My sheets now are clean and matching their pillows, my bedroom decorated with soft Ikea lighting and a full, organized closet- that I add new pieces to on an somewhat alarming basis (this city has always been excellent for shopping). I am extremely comfortable, middle class and for the time being, things seem to be playing out fairly well (minus the early mornings, absurd Turkish bureaucracies and my wild and untameable grade 3 classes which routinely make me question my chosen profession), yet it seems I have some unshakeable melancholia. Perhaps it is the usual Autumn seasonal effective malady, or perhaps it is just that I am a person who thrives off of chaos, struggle and instability, and whereas in Cairo every day involved a feeling of complete alienation and chaos, here I can melt quietly into the background, be mistaken for a Turk most days, and just go about my life in a quiet, humdrum sort of way.



Which isn't my preferred way or mode of living. Like the hanged man in the Tarot thrown into comfortable Ace of Cups surroundings, the normalcy and routine of being a respectable teacher in a city that can at times feel not much different than Canada, can be...dare I say it... boring? I don't mean to complain or reek of privilege: Every weekend that I take the ferry across the grey, moody waters of the Bosphorous, and throw pieces of Borek to lucky seagulls, or every Saturday evening that I sit on a rooftop and gaze at this wonderous cities endless markets and minarets, I feel gratitude and the shrewd evidence of my luck. I know that I am living a life that to outsiders must seem enviable, (I almost envy myself), but it isn't always easy, this nomadic life I have chosen - especially when you aren't indulging in romantic travel spoils, but rather are tethered to work, order and routine employment. I would be lying if I said I didn't miss my homeland; Autumn is a time of year that passes by all too quickly in Calgary, but it has always been my favourite season - buying pumpkins at Safeway, walking the Bow river and seeing the leaves change colour, the first snowfalls and of course, getting dressed to kill on North America's favourite holiday, Halloween.

Within the normal workday it seems I sometimes forget why I am really here, and why I gave up my homeland; the normalcy and stability that I currently find myself in is a struggle against my ethos of bohemian artistic wild rebellion. I make drawings between lessons and write poetry on napkins to strive to stay inspired. I am fierce in my desire to make my weekends count, to smell that salty air mixed with decaying bricks, the air that first made me fall in love with this amazing city, that stoked the coals of my soul in a way that both elated and terrified me; it is true that nothing has ever been the same since. I seek out corners of chaos in the backstreets of Kucukpazar, trying to find unique cactuses amongst the bric-a-brac to keep me and my partner company in our cozy home nest. I spot a mysterious Jewish cemetery from a taxi ride in the morning and return later that day exhausted after school, to take pictures of the stars of David peeking through the high and wired fence. I try to force myself to look up, around, and in all corners, to keep my eyes fresh, enthused and always, always seeking.
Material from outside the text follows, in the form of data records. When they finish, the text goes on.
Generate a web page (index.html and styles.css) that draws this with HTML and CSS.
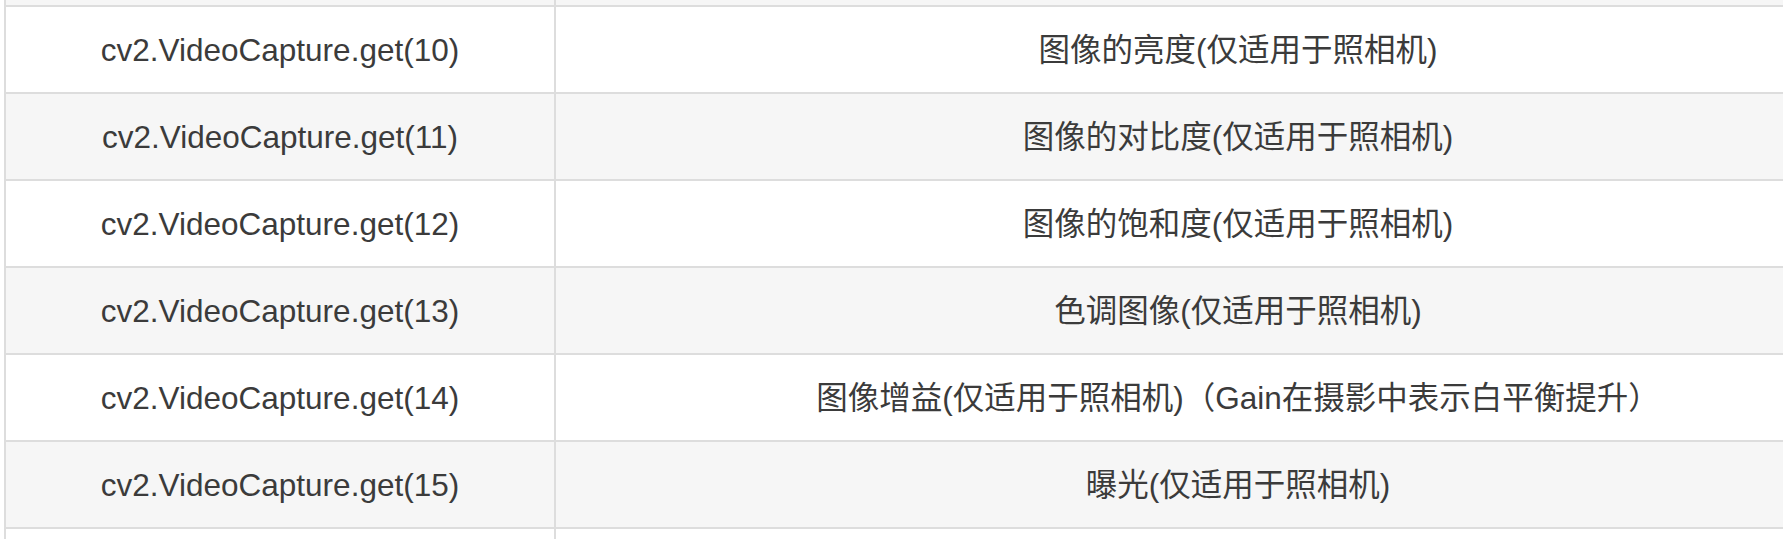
FILE: index.html
```html
<!DOCTYPE html>
<html lang="zh-CN">
<head>
<meta charset="utf-8">
<title>VideoCapture</title>
<link rel="stylesheet" href="styles.css">
</head>
<body>
<div class="frame">
<table class="props">
  <tbody>
    <tr class="alt edge"><td class="fn"></td><td class="desc"></td></tr>
    <tr><td class="fn">cv2.VideoCapture.get(10)</td><td class="desc">图像的亮度(仅适用于照相机)</td></tr>
    <tr class="alt"><td class="fn">cv2.VideoCapture.get(11)</td><td class="desc">图像的对比度(仅适用于照相机)</td></tr>
    <tr><td class="fn">cv2.VideoCapture.get(12)</td><td class="desc">图像的饱和度(仅适用于照相机)</td></tr>
    <tr class="alt"><td class="fn">cv2.VideoCapture.get(13)</td><td class="desc">色调图像(仅适用于照相机)</td></tr>
    <tr><td class="fn">cv2.VideoCapture.get(14)</td><td class="desc">图像增益(仅适用于照相机)（Gain在摄影中表示白平衡提升）</td></tr>
    <tr class="alt"><td class="fn">cv2.VideoCapture.get(15)</td><td class="desc">曝光(仅适用于照相机)</td></tr>
    <tr class="edge"><td class="fn"></td><td class="desc"></td></tr>
  </tbody>
</table>
</div>
</body>
</html>
```

FILE: styles.css
```css
html, body {
  margin: 0;
  padding: 0;
  background: #ffffff;
}

.frame {
  width: 100vw;
  height: 100vh;
  overflow: hidden;
}

.props {
  border-collapse: separate;
  border-spacing: 0;
  margin: -82px 0 0 4px;
  width: 1916px;
  table-layout: fixed;
  font-family: "Liberation Sans", "Noto Sans CJK SC", Arial, sans-serif;
  font-size: 31.5px;
  color: #3b3b3b;
}

.props td {
  height: 85px;
  padding: 0;
  text-align: center;
  vertical-align: middle;
  border-top: 2px solid #dddddd;
  border-left: 2px solid #dddddd;
  line-height: 40px;
  white-space: nowrap;
  background: #ffffff;
}

.props td.fn {
  width: 548px;
}

.props tr.alt td {
  background: #f6f6f6;
}
```
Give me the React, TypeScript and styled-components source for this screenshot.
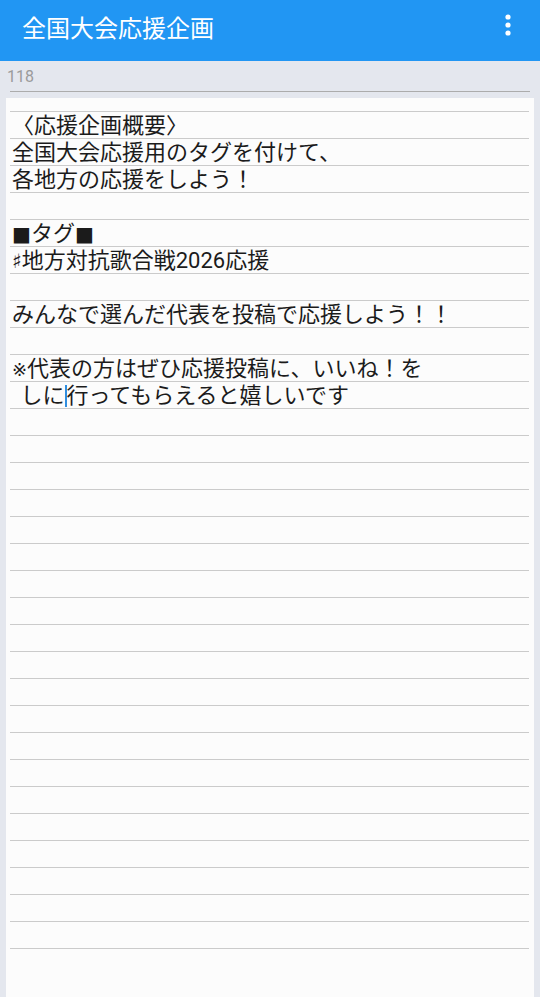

As my idol Patti Smith writes in her upcoming book 'M Train' (that I recently ordered from the local English bookshop):

“The transformation of the heart is a wondrous thing, no matter how you land there,”

Perhaps my heart is just so used to being transformed by constant change and delirious experience, that I just need to learn to see the beauty again, in the small things. I look forward to seeing my first Istanbul snowfall, planning adventures for my winter holidays, and always, to the next cup of Turkish tea. Perhaps I am nostalgic for the past, if only because upon reflection, it seems my heart was being constantly transformed, and now I seem to be existing in some sort of denouement. I know that life is a series of peaks and valleys and plateaus; I ought not be melancholic, as all parts are crucial to the landscape.